● Dataset content:
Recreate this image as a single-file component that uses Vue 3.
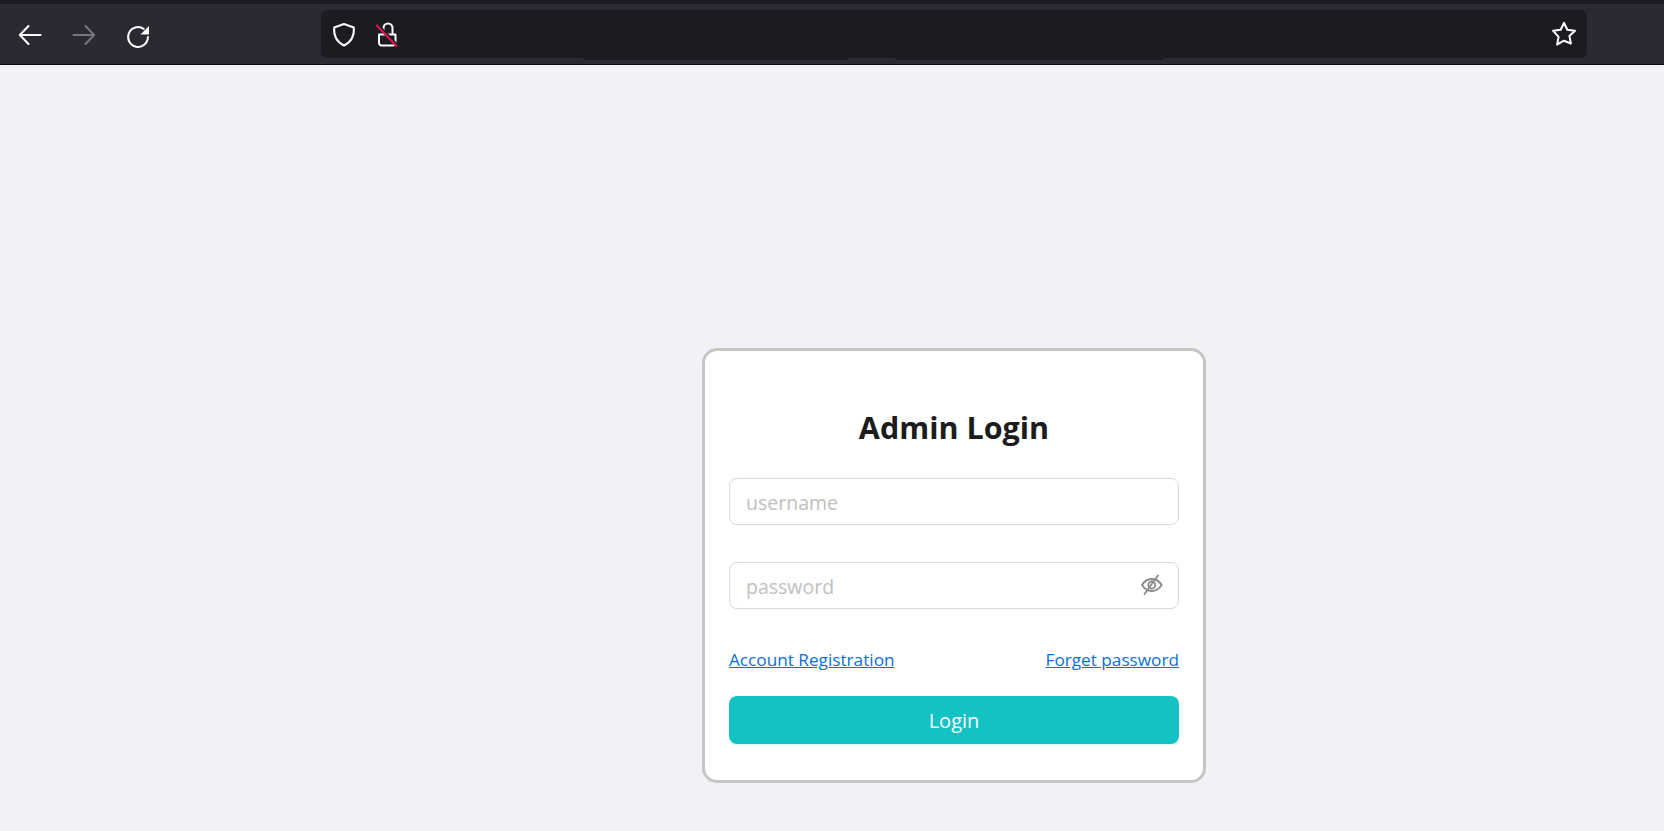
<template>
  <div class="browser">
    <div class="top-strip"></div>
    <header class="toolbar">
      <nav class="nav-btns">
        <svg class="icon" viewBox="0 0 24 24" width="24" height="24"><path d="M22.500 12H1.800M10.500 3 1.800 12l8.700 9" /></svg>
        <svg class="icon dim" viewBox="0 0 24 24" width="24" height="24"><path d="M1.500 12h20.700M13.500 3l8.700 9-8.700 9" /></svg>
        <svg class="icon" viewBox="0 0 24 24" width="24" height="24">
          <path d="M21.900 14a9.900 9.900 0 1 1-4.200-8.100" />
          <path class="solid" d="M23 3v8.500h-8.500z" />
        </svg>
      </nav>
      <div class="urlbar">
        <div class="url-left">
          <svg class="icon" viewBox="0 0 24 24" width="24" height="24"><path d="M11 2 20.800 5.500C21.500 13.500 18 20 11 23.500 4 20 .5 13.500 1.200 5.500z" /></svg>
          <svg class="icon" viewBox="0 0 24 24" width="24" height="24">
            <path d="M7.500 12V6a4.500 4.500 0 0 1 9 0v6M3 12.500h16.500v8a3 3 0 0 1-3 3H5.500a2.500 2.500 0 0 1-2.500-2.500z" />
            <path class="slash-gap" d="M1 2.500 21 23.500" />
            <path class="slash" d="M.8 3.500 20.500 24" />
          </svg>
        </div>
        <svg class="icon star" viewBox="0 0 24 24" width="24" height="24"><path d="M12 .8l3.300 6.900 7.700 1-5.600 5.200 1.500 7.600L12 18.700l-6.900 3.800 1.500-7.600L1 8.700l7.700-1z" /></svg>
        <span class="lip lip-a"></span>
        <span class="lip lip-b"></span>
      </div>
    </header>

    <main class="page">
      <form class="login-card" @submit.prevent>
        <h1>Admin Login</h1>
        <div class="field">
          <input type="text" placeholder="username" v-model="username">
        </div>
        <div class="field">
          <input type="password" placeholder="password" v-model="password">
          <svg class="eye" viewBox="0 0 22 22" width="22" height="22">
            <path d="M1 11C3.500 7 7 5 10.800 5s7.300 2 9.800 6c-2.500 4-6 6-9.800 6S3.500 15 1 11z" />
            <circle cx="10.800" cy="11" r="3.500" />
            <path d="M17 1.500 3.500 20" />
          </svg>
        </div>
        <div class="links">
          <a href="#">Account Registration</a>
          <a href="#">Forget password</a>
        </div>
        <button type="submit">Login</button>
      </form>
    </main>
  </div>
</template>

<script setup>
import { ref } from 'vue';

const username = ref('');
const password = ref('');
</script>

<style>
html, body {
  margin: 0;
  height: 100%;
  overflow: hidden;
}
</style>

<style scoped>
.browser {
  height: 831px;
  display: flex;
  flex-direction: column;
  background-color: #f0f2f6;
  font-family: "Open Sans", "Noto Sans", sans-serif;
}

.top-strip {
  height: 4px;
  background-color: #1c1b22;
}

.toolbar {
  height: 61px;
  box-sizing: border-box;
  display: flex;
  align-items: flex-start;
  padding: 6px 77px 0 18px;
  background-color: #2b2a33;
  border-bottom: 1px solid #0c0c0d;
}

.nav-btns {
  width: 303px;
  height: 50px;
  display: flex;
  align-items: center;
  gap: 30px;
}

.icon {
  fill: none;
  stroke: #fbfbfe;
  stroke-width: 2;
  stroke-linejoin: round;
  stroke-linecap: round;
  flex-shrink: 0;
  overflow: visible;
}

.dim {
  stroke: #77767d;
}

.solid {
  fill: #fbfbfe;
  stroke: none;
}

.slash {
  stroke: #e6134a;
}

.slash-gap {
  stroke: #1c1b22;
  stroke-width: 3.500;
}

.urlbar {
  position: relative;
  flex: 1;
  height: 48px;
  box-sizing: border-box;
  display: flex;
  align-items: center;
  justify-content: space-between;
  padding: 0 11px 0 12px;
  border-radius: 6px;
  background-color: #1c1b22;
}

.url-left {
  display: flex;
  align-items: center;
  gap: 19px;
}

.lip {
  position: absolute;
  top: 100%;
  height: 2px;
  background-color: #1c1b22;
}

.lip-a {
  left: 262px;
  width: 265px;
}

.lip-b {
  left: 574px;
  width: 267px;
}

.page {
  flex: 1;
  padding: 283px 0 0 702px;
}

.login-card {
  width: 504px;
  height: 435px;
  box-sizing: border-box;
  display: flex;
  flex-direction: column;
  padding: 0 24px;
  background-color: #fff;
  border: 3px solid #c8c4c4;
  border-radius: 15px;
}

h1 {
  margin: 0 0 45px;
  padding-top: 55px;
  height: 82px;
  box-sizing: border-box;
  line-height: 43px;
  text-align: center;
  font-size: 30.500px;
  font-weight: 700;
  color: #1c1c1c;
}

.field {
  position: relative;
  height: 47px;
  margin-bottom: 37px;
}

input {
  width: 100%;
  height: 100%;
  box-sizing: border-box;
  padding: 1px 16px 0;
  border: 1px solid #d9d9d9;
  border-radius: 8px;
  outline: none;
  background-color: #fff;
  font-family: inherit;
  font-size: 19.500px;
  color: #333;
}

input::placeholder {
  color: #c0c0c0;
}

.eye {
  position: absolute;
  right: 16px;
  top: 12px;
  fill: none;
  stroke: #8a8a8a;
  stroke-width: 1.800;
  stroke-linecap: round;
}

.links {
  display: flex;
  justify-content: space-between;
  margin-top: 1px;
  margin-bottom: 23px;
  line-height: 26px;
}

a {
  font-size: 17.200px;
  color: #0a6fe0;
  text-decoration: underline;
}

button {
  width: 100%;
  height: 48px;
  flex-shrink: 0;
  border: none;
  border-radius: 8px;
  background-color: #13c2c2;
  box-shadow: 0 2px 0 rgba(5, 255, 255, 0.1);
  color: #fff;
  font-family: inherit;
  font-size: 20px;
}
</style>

● Exercise:
Working from the lines above, reproduce the material exactly and exclude its pictures.

● Answer:
Recreate this image as a single-file component that uses Vue 3.
<template>
  <div class="browser">
    <div class="top-strip"></div>
    <header class="toolbar">
      <nav class="nav-btns">
        <svg class="icon" viewBox="0 0 24 24" width="24" height="24"><path d="M22.500 12H1.800M10.500 3 1.800 12l8.700 9" /></svg>
        <svg class="icon dim" viewBox="0 0 24 24" width="24" height="24"><path d="M1.500 12h20.700M13.500 3l8.700 9-8.700 9" /></svg>
        <svg class="icon" viewBox="0 0 24 24" width="24" height="24">
          <path d="M21.900 14a9.900 9.900 0 1 1-4.200-8.100" />
          <path class="solid" d="M23 3v8.500h-8.500z" />
        </svg>
      </nav>
      <div class="urlbar">
        <div class="url-left">
          <svg class="icon" viewBox="0 0 24 24" width="24" height="24"><path d="M11 2 20.800 5.500C21.500 13.500 18 20 11 23.500 4 20 .5 13.500 1.200 5.500z" /></svg>
          <svg class="icon" viewBox="0 0 24 24" width="24" height="24">
            <path d="M7.500 12V6a4.500 4.500 0 0 1 9 0v6M3 12.500h16.500v8a3 3 0 0 1-3 3H5.500a2.500 2.500 0 0 1-2.500-2.500z" />
            <path class="slash-gap" d="M1 2.500 21 23.500" />
            <path class="slash" d="M.8 3.500 20.500 24" />
          </svg>
        </div>
        <svg class="icon star" viewBox="0 0 24 24" width="24" height="24"><path d="M12 .8l3.300 6.900 7.700 1-5.600 5.200 1.500 7.600L12 18.700l-6.900 3.800 1.500-7.600L1 8.700l7.700-1z" /></svg>
        <span class="lip lip-a"></span>
        <span class="lip lip-b"></span>
      </div>
    </header>

    <main class="page">
      <form class="login-card" @submit.prevent>
        <h1>Admin Login</h1>
        <div class="field">
          <input type="text" placeholder="username" v-model="username">
        </div>
        <div class="field">
          <input type="password" placeholder="password" v-model="password">
          <svg class="eye" viewBox="0 0 22 22" width="22" height="22">
            <path d="M1 11C3.500 7 7 5 10.800 5s7.300 2 9.800 6c-2.500 4-6 6-9.800 6S3.500 15 1 11z" />
            <circle cx="10.800" cy="11" r="3.500" />
            <path d="M17 1.500 3.500 20" />
          </svg>
        </div>
        <div class="links">
          <a href="#">Account Registration</a>
          <a href="#">Forget password</a>
        </div>
        <button type="submit">Login</button>
      </form>
    </main>
  </div>
</template>

<script setup>
import { ref } from 'vue';

const username = ref('');
const password = ref('');
</script>

<style>
html, body {
  margin: 0;
  height: 100%;
  overflow: hidden;
}
</style>

<style scoped>
.browser {
  height: 831px;
  display: flex;
  flex-direction: column;
  background-color: #f0f2f6;
  font-family: "Open Sans", "Noto Sans", sans-serif;
}

.top-strip {
  height: 4px;
  background-color: #1c1b22;
}

.toolbar {
  height: 61px;
  box-sizing: border-box;
  display: flex;
  align-items: flex-start;
  padding: 6px 77px 0 18px;
  background-color: #2b2a33;
  border-bottom: 1px solid #0c0c0d;
}

.nav-btns {
  width: 303px;
  height: 50px;
  display: flex;
  align-items: center;
  gap: 30px;
}

.icon {
  fill: none;
  stroke: #fbfbfe;
  stroke-width: 2;
  stroke-linejoin: round;
  stroke-linecap: round;
  flex-shrink: 0;
  overflow: visible;
}

.dim {
  stroke: #77767d;
}

.solid {
  fill: #fbfbfe;
  stroke: none;
}

.slash {
  stroke: #e6134a;
}

.slash-gap {
  stroke: #1c1b22;
  stroke-width: 3.500;
}

.urlbar {
  position: relative;
  flex: 1;
  height: 48px;
  box-sizing: border-box;
  display: flex;
  align-items: center;
  justify-content: space-between;
  padding: 0 11px 0 12px;
  border-radius: 6px;
  background-color: #1c1b22;
}

.url-left {
  display: flex;
  align-items: center;
  gap: 19px;
}

.lip {
  position: absolute;
  top: 100%;
  height: 2px;
  background-color: #1c1b22;
}

.lip-a {
  left: 262px;
  width: 265px;
}

.lip-b {
  left: 574px;
  width: 267px;
}

.page {
  flex: 1;
  padding: 283px 0 0 702px;
}

.login-card {
  width: 504px;
  height: 435px;
  box-sizing: border-box;
  display: flex;
  flex-direction: column;
  padding: 0 24px;
  background-color: #fff;
  border: 3px solid #c8c4c4;
  border-radius: 15px;
}

h1 {
  margin: 0 0 45px;
  padding-top: 55px;
  height: 82px;
  box-sizing: border-box;
  line-height: 43px;
  text-align: center;
  font-size: 30.500px;
  font-weight: 700;
  color: #1c1c1c;
}

.field {
  position: relative;
  height: 47px;
  margin-bottom: 37px;
}

input {
  width: 100%;
  height: 100%;
  box-sizing: border-box;
  padding: 1px 16px 0;
  border: 1px solid #d9d9d9;
  border-radius: 8px;
  outline: none;
  background-color: #fff;
  font-family: inherit;
  font-size: 19.500px;
  color: #333;
}

input::placeholder {
  color: #c0c0c0;
}

.eye {
  position: absolute;
  right: 16px;
  top: 12px;
  fill: none;
  stroke: #8a8a8a;
  stroke-width: 1.800;
  stroke-linecap: round;
}

.links {
  display: flex;
  justify-content: space-between;
  margin-top: 1px;
  margin-bottom: 23px;
  line-height: 26px;
}

a {
  font-size: 17.200px;
  color: #0a6fe0;
  text-decoration: underline;
}

button {
  width: 100%;
  height: 48px;
  flex-shrink: 0;
  border: none;
  border-radius: 8px;
  background-color: #13c2c2;
  box-shadow: 0 2px 0 rgba(5, 255, 255, 0.1);
  color: #fff;
  font-family: inherit;
  font-size: 20px;
}
</style>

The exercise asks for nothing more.